The downloader reports 401
Download error on attempt 0/30 for repo_id='TriAiExperiments/SFR-Iterative-DPO-LLaMA-3-70B-R' revision='main' path='model.safetensors.index.json' target_dir=PosixPath('/tmp/exo/TriAiExperiments--SFR-Iterative-DPO-LLaMA-3-70B-R') Traceback (most recent call last): File "/nix/store/xh5i8j6kpa7i37yhf10kzwvxxnnk822m-exo-0.15.0-alpha/lib/python3.12/site-packages/exo/download/new_shard_download.py", line 134, in download_file_with_retry try: return await _download_file(repo_id, revision, path, target_dir, on_progress) ^^^^^^^^^^^^^^^^^^^^^^^^^^^^^^^^^^^^^^^^^^^^^^^^^^^^^^^^^^^^^^^^^^^^^^ File "/nix/store/xh5i8j6kpa7i37yhf10kzwvxxnnk822m-exo-0.15.0-alpha/lib/python3.12/site-packages/exo/download/new_shard_download.py", line 156, in _download_file assert r.status in [200, 206], f"Failed to download {path} from {url}: {r.status}" ^^^^^^^^^^^^^^^^^^^^^^ AssertionError: Failed to download model.safetensors.index.json from https://huggingface.co/TriAiExperiments/SFR-Iterative-DPO-LLaMA-3-70B-R/resolve/main/model.safetensors.index.json: 401 And if you go the page (https://huggingface.co/TriAiExperiments/SFR-Iterative-DPO-LLaMA-3-70B-R) you see that the model is gone.
Downloader could do a bit better handling that scenario.
How would you suggest we handle a repo being deleted by the owner?
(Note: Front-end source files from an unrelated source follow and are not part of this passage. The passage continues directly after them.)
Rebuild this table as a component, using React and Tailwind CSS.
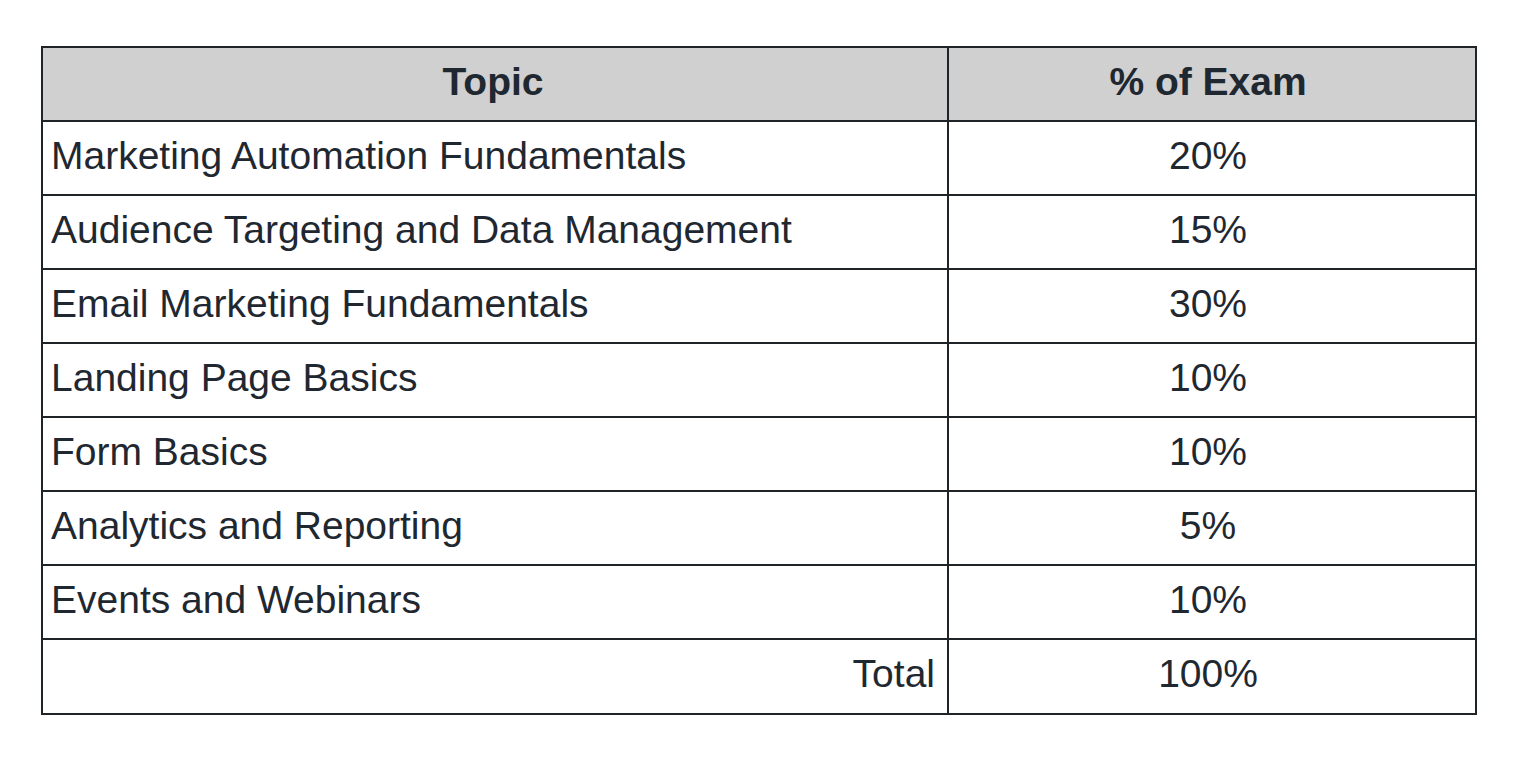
const rows = [
  ["Marketing Automation Fundamentals", "20%"],
  ["Audience Targeting and Data Management", "15%"],
  ["Email Marketing Fundamentals", "30%"],
  ["Landing Page Basics", "10%"],
  ["Form Basics", "10%"],
  ["Analytics and Reporting", "5%"],
  ["Events and Webinars", "10%"],
];

export default function App() {
  return (
    <div className="min-h-screen bg-white pt-[46px] pl-[41px] font-['Liberation_Sans',Arial,sans-serif] text-[#1f2831]">
      <table className="border-collapse border-2 border-[#1f2429] text-[39px] leading-none">
        <thead>
          <tr className="h-[74px] bg-[#d0d0d0]">
            <th className="w-[906px] border-2 border-[#1f2429] pr-1 pb-[6px] font-bold">Topic</th>
            <th className="w-[528px] border-2 border-[#1f2429] pr-2 pb-[6px] font-bold">% of Exam</th>
          </tr>
        </thead>
        <tbody>
          {rows.map(([topic, pct]) => (
            <tr key={topic} className="h-[74px]">
              <td className="border-2 border-[#1f2429] pl-[8px] pb-[6px]">{topic}</td>
              <td className="border-2 border-[#1f2429] pr-2 pb-[6px] text-center">{pct}</td>
            </tr>
          ))}
          <tr className="h-[75px]">
            <td className="border-2 border-[#1f2429] pr-[12px] pb-[6px] text-right">Total</td>
            <td className="border-2 border-[#1f2429] pr-2 pb-[6px] text-center">100%</td>
          </tr>
        </tbody>
      </table>
    </div>
  );
}
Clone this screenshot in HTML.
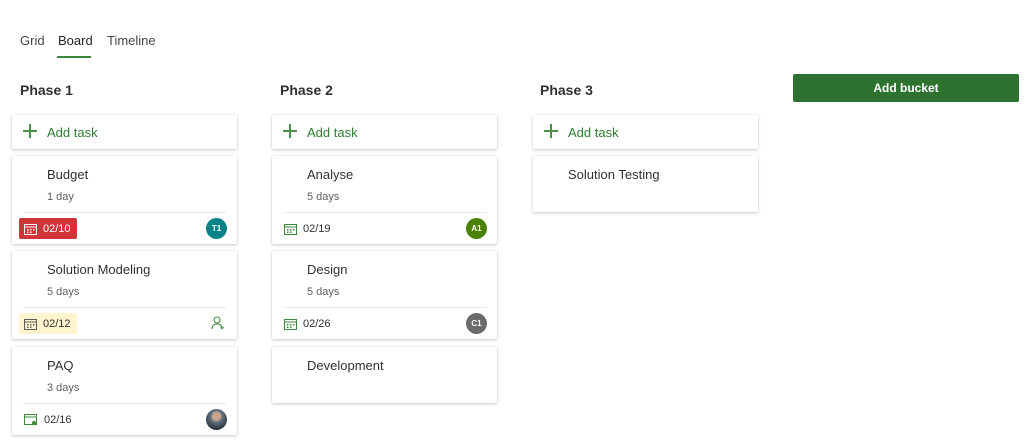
<!DOCTYPE html>
<html><head><style>
*{box-sizing:border-box;margin:0;padding:0}
body{width:1024px;height:447px;background:#fff;font-family:"Liberation Sans",sans-serif;color:#323130;position:relative;overflow:hidden}
.tab{position:absolute;top:33px;font-size:13px;color:#484644}
.col{position:absolute;width:225px}
.ph{position:absolute;top:82px;font-size:14px;font-weight:bold;color:#323130}
.card{position:absolute;left:0;width:225px;background:#fff;border-radius:2px;box-shadow:0 1px 3px rgba(0,0,0,.22),0 0 1px rgba(0,0,0,.12)}
.add{top:115px;height:34px}
.add span{position:absolute;left:35px;top:10px;font-size:13px;color:#2e7d32}
.add i{position:absolute;left:11px;top:9px;width:14px;height:14px}
.add i:before{content:"";position:absolute;left:6px;top:0;width:1.5px;height:14px;background:#4a8f4a}
.add i:after{content:"";position:absolute;top:6px;left:0;height:1.5px;width:14px;background:#4a8f4a}
.t{position:absolute;left:35px;top:11px;font-size:13px;color:#323130}
.s{position:absolute;left:35px;top:35px;font-size:11px;color:#605e5c}
.dv{position:absolute;left:11px;right:11px;top:56px;height:1px;background:#edebe9}
.dt{position:absolute;left:7px;top:62px;height:21px;padding:0 6px 0 5px;display:flex;align-items:center;font-size:11px;color:#323130;border-radius:2px}
.dt svg{margin-right:6px}
.av{position:absolute;right:10px;top:62px;width:21px;height:21px;border-radius:50%;color:#fff;font-size:8px;font-weight:bold;display:flex;align-items:center;justify-content:center}
</style></head><body>
<div class="tab" style="left:20px">Grid</div>
<div class="tab" style="left:58px;color:#252423">Board</div>
<div style="position:absolute;left:57px;top:56px;width:34px;height:2px;background:#3a8a3a"></div>
<div class="tab" style="left:107px">Timeline</div>

<div class="ph" style="left:20px">Phase 1</div>
<div class="ph" style="left:280px">Phase 2</div>
<div class="ph" style="left:540px">Phase 3</div>
<div style="position:absolute;left:793px;top:74px;width:226px;height:28px;background:#2e7230;color:#fff;font-size:12px;font-weight:bold;display:flex;align-items:center;justify-content:center;border-radius:2px">Add bucket</div>

<div class="col" style="left:12px">
<div class="card add"><i></i><span>Add task</span></div>
<div class="card" style="top:156px;height:88px"><div class="t">Budget</div><div class="s">1 day</div><div class="dv"></div>
<div class="dt" style="background:#d13438;color:#fff"><svg width="13" height="12" viewBox="0 0 13 12"><rect x=".5" y="1.5" width="12" height="10" fill="none" stroke="#fff"/><line x1="1" y1="4" x2="12" y2="4" stroke="#fff"/><g fill="#fff"><rect x="3" y="6" width="1.5" height="1.5"/><rect x="6" y="6" width="1.5" height="1.5"/><rect x="9" y="6" width="1.5" height="1.5"/><rect x="3" y="8.5" width="1.5" height="1.5"/><rect x="6" y="8.5" width="1.5" height="1.5"/></g></svg>02/10</div>
<div class="av" style="background:#038387">T1</div></div>
<div class="card" style="top:251px;height:88px"><div class="t">Solution Modeling</div><div class="s">5 days</div><div class="dv"></div>
<div class="dt" style="background:#fff4ce"><svg width="13" height="12" viewBox="0 0 13 12"><rect x=".5" y="1.5" width="12" height="10" fill="none" stroke="#605e5c"/><line x1="1" y1="4" x2="12" y2="4" stroke="#605e5c"/><g fill="#605e5c"><rect x="3" y="6" width="1.5" height="1.5"/><rect x="6" y="6" width="1.5" height="1.5"/><rect x="9" y="6" width="1.5" height="1.5"/><rect x="3" y="8.5" width="1.5" height="1.5"/><rect x="6" y="8.5" width="1.5" height="1.5"/></g></svg>02/12</div>
<svg style="position:absolute;right:12px;top:65px" width="14" height="14" viewBox="0 0 14 14" fill="none" stroke="#3a8a3a" stroke-width="1.1"><circle cx="6" cy="4" r="3"/><path d="M1 13c0-3 2-5 5-5s4 1 5 3"/><path d="M11 10v3.5M9.3 11.8h3.5"/></svg></div>
<div class="card" style="top:347px;height:88px"><div class="t">PAQ</div><div class="s">3 days</div><div class="dv"></div>
<div class="dt"><svg width="14" height="13" viewBox="0 0 14 13" fill="none" stroke="#3a8a3a"><rect x=".5" y="1.5" width="12" height="10"/><line x1="1" y1="4" x2="12" y2="4"/><circle cx="10" cy="10" r="1.5" fill="#3a8a3a"/></svg>02/16</div>
<div class="av" style="background:radial-gradient(circle at 50% 35%,#c9a58c 0 25%,#6b7a86 30%,#2f3a44 70%)"></div></div>
</div>

<div class="col" style="left:272px">
<div class="card add"><i></i><span>Add task</span></div>
<div class="card" style="top:156px;height:88px"><div class="t">Analyse</div><div class="s">5 days</div><div class="dv"></div>
<div class="dt"><svg width="13" height="12" viewBox="0 0 13 12"><rect x=".5" y="1.5" width="12" height="10" fill="none" stroke="#3a8a3a"/><line x1="1" y1="4" x2="12" y2="4" stroke="#3a8a3a"/><g fill="#3a8a3a"><rect x="3" y="6" width="1.5" height="1.5"/><rect x="6" y="6" width="1.5" height="1.5"/><rect x="9" y="6" width="1.5" height="1.5"/><rect x="3" y="8.5" width="1.5" height="1.5"/><rect x="6" y="8.5" width="1.5" height="1.5"/></g></svg>02/19</div>
<div class="av" style="background:#498205">A1</div></div>
<div class="card" style="top:251px;height:88px"><div class="t">Design</div><div class="s">5 days</div><div class="dv"></div>
<div class="dt"><svg width="13" height="12" viewBox="0 0 13 12"><rect x=".5" y="1.5" width="12" height="10" fill="none" stroke="#3a8a3a"/><line x1="1" y1="4" x2="12" y2="4" stroke="#3a8a3a"/><g fill="#3a8a3a"><rect x="3" y="6" width="1.5" height="1.5"/><rect x="6" y="6" width="1.5" height="1.5"/><rect x="9" y="6" width="1.5" height="1.5"/><rect x="3" y="8.5" width="1.5" height="1.5"/><rect x="6" y="8.5" width="1.5" height="1.5"/></g></svg>02/26</div>
<div class="av" style="background:#6b6b6b">C1</div></div>
<div class="card" style="top:347px;height:56px"><div class="t">Development</div></div>
</div>

<div class="col" style="left:533px">
<div class="card add"><i></i><span>Add task</span></div>
<div class="card" style="top:156px;height:56px"><div class="t">Solution Testing</div></div>
</div>
</body></html>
Downloader handles it by ignoring it and logging an error.
Catch block that puts a little red ! for the model status in the UI?
If I get a chance I'll take a crack at a patch after I get tinygrad rebuilt w/ ROCm support on NixOS and I'm finally able to do GPU inferencing on my 6900XT.
Catch block that puts a little red
!for the model status in the UI?If I get a chance I'll take a crack at a patch after I get tinygrad rebuilt w/ ROCm support on NixOS and I'm finally able to do GPU inferencing on my 6900XT.
Awesome - would be great, thank you!
@AlexCheema hi Alex I am just curious about how I shall handle the issue on mac as in _download_file raise Exception(f"Downloaded file {target_dir/path} has hash {final_hash} but remote hash is {remote_hash}") Exception as mentioned if I am using conda as the base, and the .venv for exo has been installed the certifi and certifi.where() can be indicated '~/exo/.venv/lib/python3.12/site-packages/certifi/cacert.pem' and Requirement already satisfied: certifi in ./.venv/lib/python3.12/site-packages (2025.1.31). Thank you in advance.